_Direction_. Quote the whole listing exactly. Leave the pictures out of your copy.
○ ○ ○ ○
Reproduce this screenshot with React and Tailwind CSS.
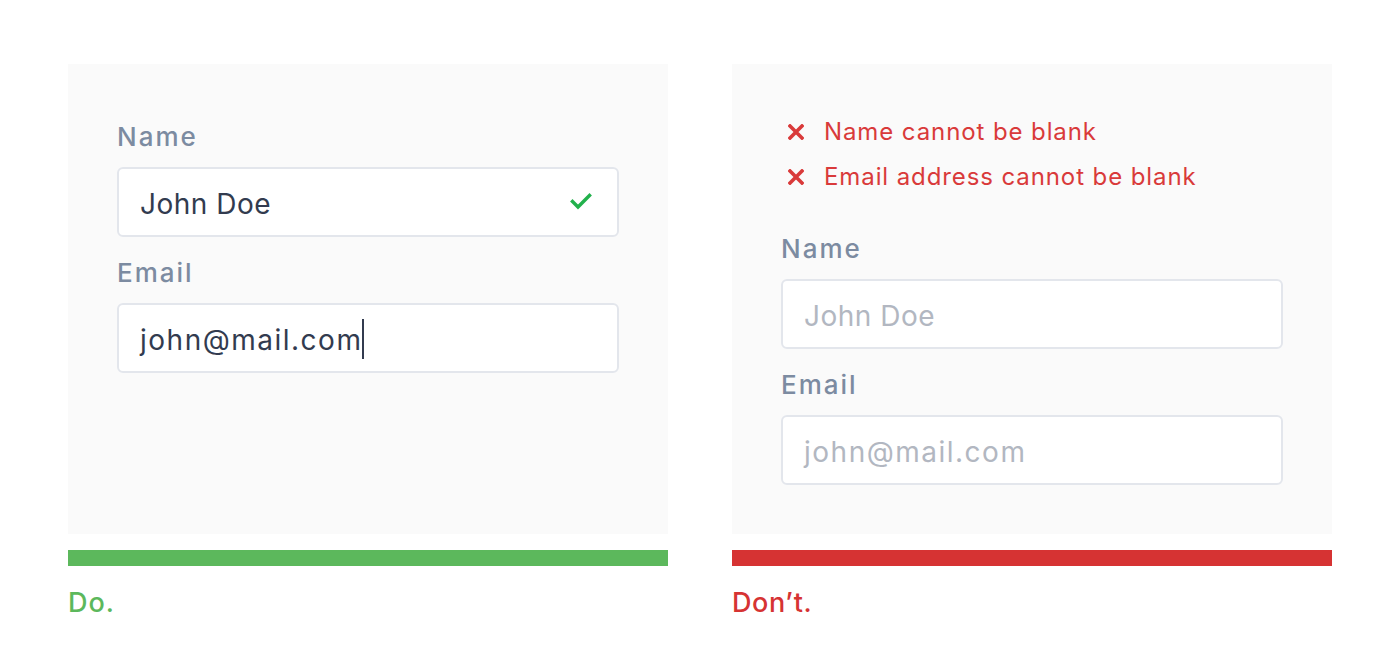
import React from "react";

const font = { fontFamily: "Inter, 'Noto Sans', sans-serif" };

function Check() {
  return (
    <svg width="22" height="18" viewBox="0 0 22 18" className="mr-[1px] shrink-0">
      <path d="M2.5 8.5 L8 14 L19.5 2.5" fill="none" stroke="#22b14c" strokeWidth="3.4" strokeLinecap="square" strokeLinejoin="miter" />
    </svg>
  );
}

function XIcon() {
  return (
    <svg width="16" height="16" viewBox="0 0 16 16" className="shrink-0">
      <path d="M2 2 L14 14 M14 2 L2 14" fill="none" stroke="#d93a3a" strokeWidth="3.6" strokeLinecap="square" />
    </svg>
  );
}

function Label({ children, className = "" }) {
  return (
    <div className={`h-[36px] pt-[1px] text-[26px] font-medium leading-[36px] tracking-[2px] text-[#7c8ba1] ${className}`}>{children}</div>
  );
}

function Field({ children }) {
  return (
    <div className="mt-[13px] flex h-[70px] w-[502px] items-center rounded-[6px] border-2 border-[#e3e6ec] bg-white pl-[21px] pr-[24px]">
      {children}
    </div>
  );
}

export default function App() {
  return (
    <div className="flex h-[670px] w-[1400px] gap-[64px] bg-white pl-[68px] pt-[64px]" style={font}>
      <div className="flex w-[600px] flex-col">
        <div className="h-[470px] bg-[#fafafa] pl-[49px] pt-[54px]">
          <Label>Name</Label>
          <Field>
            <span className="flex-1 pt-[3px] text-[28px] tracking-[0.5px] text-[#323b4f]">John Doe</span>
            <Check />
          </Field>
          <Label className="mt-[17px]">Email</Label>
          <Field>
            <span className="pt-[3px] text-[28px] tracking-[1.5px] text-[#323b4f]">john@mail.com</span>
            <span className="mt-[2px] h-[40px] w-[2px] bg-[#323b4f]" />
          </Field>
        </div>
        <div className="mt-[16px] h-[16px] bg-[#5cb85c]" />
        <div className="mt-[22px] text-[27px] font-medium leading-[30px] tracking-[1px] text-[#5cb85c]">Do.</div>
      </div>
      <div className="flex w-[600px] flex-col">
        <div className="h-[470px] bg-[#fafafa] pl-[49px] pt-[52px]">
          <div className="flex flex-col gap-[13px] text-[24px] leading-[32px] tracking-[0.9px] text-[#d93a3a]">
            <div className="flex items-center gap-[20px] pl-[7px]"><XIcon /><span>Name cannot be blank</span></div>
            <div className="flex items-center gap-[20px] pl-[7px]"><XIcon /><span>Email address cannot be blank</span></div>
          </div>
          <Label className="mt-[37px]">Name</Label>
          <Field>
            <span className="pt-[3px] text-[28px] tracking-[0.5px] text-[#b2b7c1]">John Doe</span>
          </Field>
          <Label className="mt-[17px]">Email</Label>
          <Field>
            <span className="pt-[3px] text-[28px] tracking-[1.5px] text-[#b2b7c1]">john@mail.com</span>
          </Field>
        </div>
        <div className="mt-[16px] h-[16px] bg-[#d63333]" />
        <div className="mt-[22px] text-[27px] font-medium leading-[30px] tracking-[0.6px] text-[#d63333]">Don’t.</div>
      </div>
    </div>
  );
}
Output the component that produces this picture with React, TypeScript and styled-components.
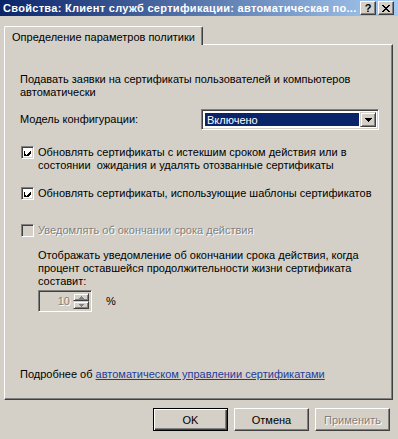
○ ○ ○ ○
_Solution to the problem_.
Reproduce this screenshot with React and Tailwind CSS.
import React from "react";

const font = { fontFamily: "Inter, 'Noto Sans', sans-serif" };

function Check() {
  return (
    <svg width="22" height="18" viewBox="0 0 22 18" className="mr-[1px] shrink-0">
      <path d="M2.5 8.5 L8 14 L19.5 2.5" fill="none" stroke="#22b14c" strokeWidth="3.4" strokeLinecap="square" strokeLinejoin="miter" />
    </svg>
  );
}

function XIcon() {
  return (
    <svg width="16" height="16" viewBox="0 0 16 16" className="shrink-0">
      <path d="M2 2 L14 14 M14 2 L2 14" fill="none" stroke="#d93a3a" strokeWidth="3.6" strokeLinecap="square" />
    </svg>
  );
}

function Label({ children, className = "" }) {
  return (
    <div className={`h-[36px] pt-[1px] text-[26px] font-medium leading-[36px] tracking-[2px] text-[#7c8ba1] ${className}`}>{children}</div>
  );
}

function Field({ children }) {
  return (
    <div className="mt-[13px] flex h-[70px] w-[502px] items-center rounded-[6px] border-2 border-[#e3e6ec] bg-white pl-[21px] pr-[24px]">
      {children}
    </div>
  );
}

export default function App() {
  return (
    <div className="flex h-[670px] w-[1400px] gap-[64px] bg-white pl-[68px] pt-[64px]" style={font}>
      <div className="flex w-[600px] flex-col">
        <div className="h-[470px] bg-[#fafafa] pl-[49px] pt-[54px]">
          <Label>Name</Label>
          <Field>
            <span className="flex-1 pt-[3px] text-[28px] tracking-[0.5px] text-[#323b4f]">John Doe</span>
            <Check />
          </Field>
          <Label className="mt-[17px]">Email</Label>
          <Field>
            <span className="pt-[3px] text-[28px] tracking-[1.5px] text-[#323b4f]">john@mail.com</span>
            <span className="mt-[2px] h-[40px] w-[2px] bg-[#323b4f]" />
          </Field>
        </div>
        <div className="mt-[16px] h-[16px] bg-[#5cb85c]" />
        <div className="mt-[22px] text-[27px] font-medium leading-[30px] tracking-[1px] text-[#5cb85c]">Do.</div>
      </div>
      <div className="flex w-[600px] flex-col">
        <div className="h-[470px] bg-[#fafafa] pl-[49px] pt-[52px]">
          <div className="flex flex-col gap-[13px] text-[24px] leading-[32px] tracking-[0.9px] text-[#d93a3a]">
            <div className="flex items-center gap-[20px] pl-[7px]"><XIcon /><span>Name cannot be blank</span></div>
            <div className="flex items-center gap-[20px] pl-[7px]"><XIcon /><span>Email address cannot be blank</span></div>
          </div>
          <Label className="mt-[37px]">Name</Label>
          <Field>
            <span className="pt-[3px] text-[28px] tracking-[0.5px] text-[#b2b7c1]">John Doe</span>
          </Field>
          <Label className="mt-[17px]">Email</Label>
          <Field>
            <span className="pt-[3px] text-[28px] tracking-[1.5px] text-[#b2b7c1]">john@mail.com</span>
          </Field>
        </div>
        <div className="mt-[16px] h-[16px] bg-[#d63333]" />
        <div className="mt-[22px] text-[27px] font-medium leading-[30px] tracking-[0.6px] text-[#d63333]">Don’t.</div>
      </div>
    </div>
  );
}
Output the component that produces this picture with React, TypeScript and styled-components.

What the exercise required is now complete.